# Problem requirements
Can you transcribe the data exactly? Leave the pictures out.

# Available data
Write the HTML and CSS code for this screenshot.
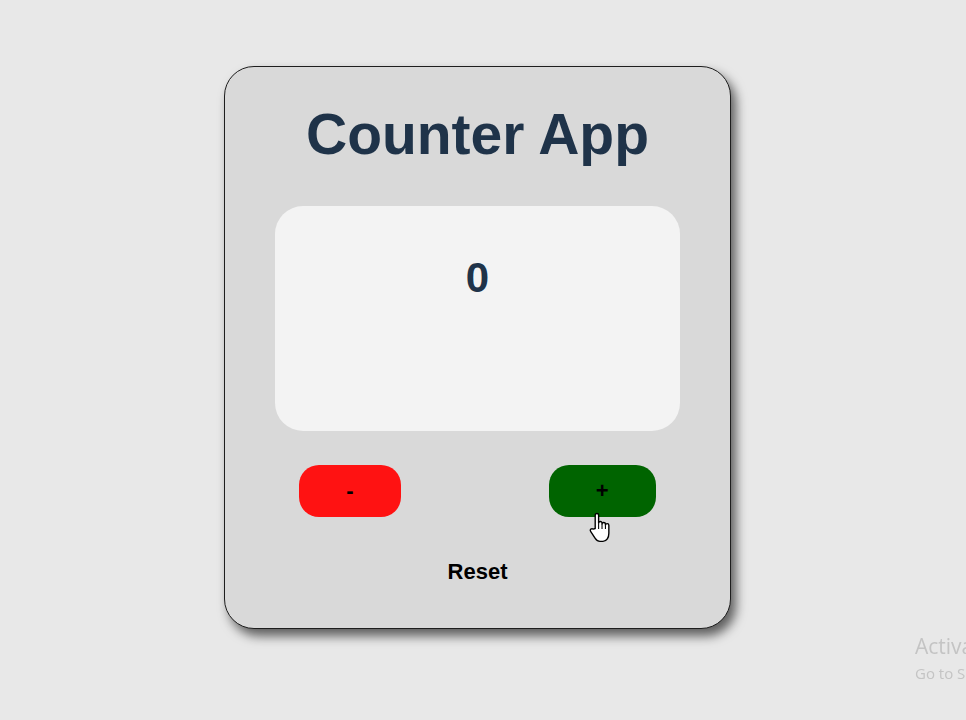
FILE: index.html
```html
<!DOCTYPE html>
<html lang="en">
<head>
<meta charset="utf-8">
<title>Counter App</title>
<link rel="stylesheet" href="styles.css">
</head>
<body>
<main class="page">
  <section class="card">
    <h1 class="title">Counter App</h1>
    <div class="display">
      <div class="value">0</div>
    </div>
    <div class="controls">
      <button class="btn btn-minus">-</button>
      <button class="btn btn-plus">+</button>
    </div>
    <button class="reset">Reset</button>
  </section>
</main>
<svg class="cursor" width="24" height="32" viewBox="0 0 22 30" aria-hidden="true">
  <path d="M6.5 15.5 V3 a1.6 1.6 0 0 1 3.2 0 V10.5 a1.6 1.6 0 0 1 3.2 0 V11.5 a1.6 1.6 0 0 1 3.2 0 V12.5 a1.6 1.6 0 0 1 3.2 0 V20 c0 4-2 7.5-5.5 7.5 H11 c-2.2 0-3.3-1-4.5-2.8 L2.2 18.2 a1.6 1.6 0 0 1 2.4-2.1 Z" fill="#fff" stroke="#000" stroke-width="1.3" stroke-linejoin="round"/>
  <path d="M9.7 11 V16 M12.9 11.8 V16 M16.1 12.8 V16" stroke="#000" stroke-width="1" fill="none"/>
</svg>
<div class="watermark">
  <div class="wm-title">Activate Windows</div>
  <div class="wm-sub">Go to Settings to activate Windows.</div>
</div>
</body>
</html>
```
FILE: styles.css
```css
html {
  overflow: hidden;
}

body {
  margin: 0;
  height: 720px;
  background: #e8e8e8;
  font-family: "Liberation Sans", Arial, sans-serif;
}

.page {
  display: flex;
  justify-content: center;
  padding-top: 66px;
  padding-right: 11px;
}

.card {
  box-sizing: border-box;
  width: 507px;
  border: 1px solid #1e1e1e;
  border-radius: 30px;
  background: #d9d9d9;
  box-shadow: 5px 7px 11px rgba(0, 0, 0, 0.6);
  display: flex;
  flex-direction: column;
  align-items: center;
  padding: 35px 50px 44px;
}

.title {
  margin: 0;
  font-size: 57px;
  line-height: 1.15;
  font-weight: bold;
  color: #1f3349;
}

.display {
  box-sizing: border-box;
  width: 405px;
  height: 225px;
  margin-top: 38px;
  padding-top: 48px;
  background: #f3f3f3;
  border-radius: 28px;
  text-align: center;
}

.value {
  font-size: 42px;
  line-height: 1.15;
  font-weight: bold;
  color: #1f3349;
}

.controls {
  box-sizing: border-box;
  width: 405px;
  margin-top: 34px;
  padding: 0 24px;
  display: flex;
  justify-content: space-between;
}

.btn {
  height: 52px;
  border: none;
  border-radius: 20px;
  padding: 0 47.3px;
  font-family: "Liberation Sans", Arial, sans-serif;
  font-size: 22px;
  font-weight: bold;
  color: #000;
}

.btn-minus {
  background: #ff1212;
}

.btn-plus {
  background: #006400;
}

.reset {
  margin-top: 42px;
  padding: 0;
  border: none;
  background: none;
  font-family: "Liberation Sans", Arial, sans-serif;
  font-size: 22px;
  line-height: 1.15;
  font-weight: bold;
  color: #000;
}

.cursor {
  position: fixed;
  left: 588px;
  top: 512px;
}

.watermark {
  position: fixed;
  left: 915px;
  top: 632px;
  white-space: nowrap;
  font-family: "Open Sans", "Noto Sans", sans-serif;
  color: #c4c4c4;
}

.wm-title {
  font-size: 21px;
  line-height: 1.362;
}

.wm-sub {
  margin-top: 2px;
  font-size: 15px;
  line-height: 1.362;
}
```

# Full response
Write the HTML and CSS code for this screenshot.
FILE: index.html
```html
<!DOCTYPE html>
<html lang="en">
<head>
<meta charset="utf-8">
<title>Counter App</title>
<link rel="stylesheet" href="styles.css">
</head>
<body>
<main class="page">
  <section class="card">
    <h1 class="title">Counter App</h1>
    <div class="display">
      <div class="value">0</div>
    </div>
    <div class="controls">
      <button class="btn btn-minus">-</button>
      <button class="btn btn-plus">+</button>
    </div>
    <button class="reset">Reset</button>
  </section>
</main>
<svg class="cursor" width="24" height="32" viewBox="0 0 22 30" aria-hidden="true">
  <path d="M6.5 15.5 V3 a1.6 1.6 0 0 1 3.2 0 V10.5 a1.6 1.6 0 0 1 3.2 0 V11.5 a1.6 1.6 0 0 1 3.2 0 V12.5 a1.6 1.6 0 0 1 3.2 0 V20 c0 4-2 7.5-5.5 7.5 H11 c-2.2 0-3.3-1-4.5-2.8 L2.2 18.2 a1.6 1.6 0 0 1 2.4-2.1 Z" fill="#fff" stroke="#000" stroke-width="1.3" stroke-linejoin="round"/>
  <path d="M9.7 11 V16 M12.9 11.8 V16 M16.1 12.8 V16" stroke="#000" stroke-width="1" fill="none"/>
</svg>
<div class="watermark">
  <div class="wm-title">Activate Windows</div>
  <div class="wm-sub">Go to Settings to activate Windows.</div>
</div>
</body>
</html>
```
FILE: styles.css
```css
html {
  overflow: hidden;
}

body {
  margin: 0;
  height: 720px;
  background: #e8e8e8;
  font-family: "Liberation Sans", Arial, sans-serif;
}

.page {
  display: flex;
  justify-content: center;
  padding-top: 66px;
  padding-right: 11px;
}

.card {
  box-sizing: border-box;
  width: 507px;
  border: 1px solid #1e1e1e;
  border-radius: 30px;
  background: #d9d9d9;
  box-shadow: 5px 7px 11px rgba(0, 0, 0, 0.6);
  display: flex;
  flex-direction: column;
  align-items: center;
  padding: 35px 50px 44px;
}

.title {
  margin: 0;
  font-size: 57px;
  line-height: 1.15;
  font-weight: bold;
  color: #1f3349;
}

.display {
  box-sizing: border-box;
  width: 405px;
  height: 225px;
  margin-top: 38px;
  padding-top: 48px;
  background: #f3f3f3;
  border-radius: 28px;
  text-align: center;
}

.value {
  font-size: 42px;
  line-height: 1.15;
  font-weight: bold;
  color: #1f3349;
}

.controls {
  box-sizing: border-box;
  width: 405px;
  margin-top: 34px;
  padding: 0 24px;
  display: flex;
  justify-content: space-between;
}

.btn {
  height: 52px;
  border: none;
  border-radius: 20px;
  padding: 0 47.3px;
  font-family: "Liberation Sans", Arial, sans-serif;
  font-size: 22px;
  font-weight: bold;
  color: #000;
}

.btn-minus {
  background: #ff1212;
}

.btn-plus {
  background: #006400;
}

.reset {
  margin-top: 42px;
  padding: 0;
  border: none;
  background: none;
  font-family: "Liberation Sans", Arial, sans-serif;
  font-size: 22px;
  line-height: 1.15;
  font-weight: bold;
  color: #000;
}

.cursor {
  position: fixed;
  left: 588px;
  top: 512px;
}

.watermark {
  position: fixed;
  left: 915px;
  top: 632px;
  white-space: nowrap;
  font-family: "Open Sans", "Noto Sans", sans-serif;
  color: #c4c4c4;
}

.wm-title {
  font-size: 21px;
  line-height: 1.362;
}

.wm-sub {
  margin-top: 2px;
  font-size: 15px;
  line-height: 1.362;
}
```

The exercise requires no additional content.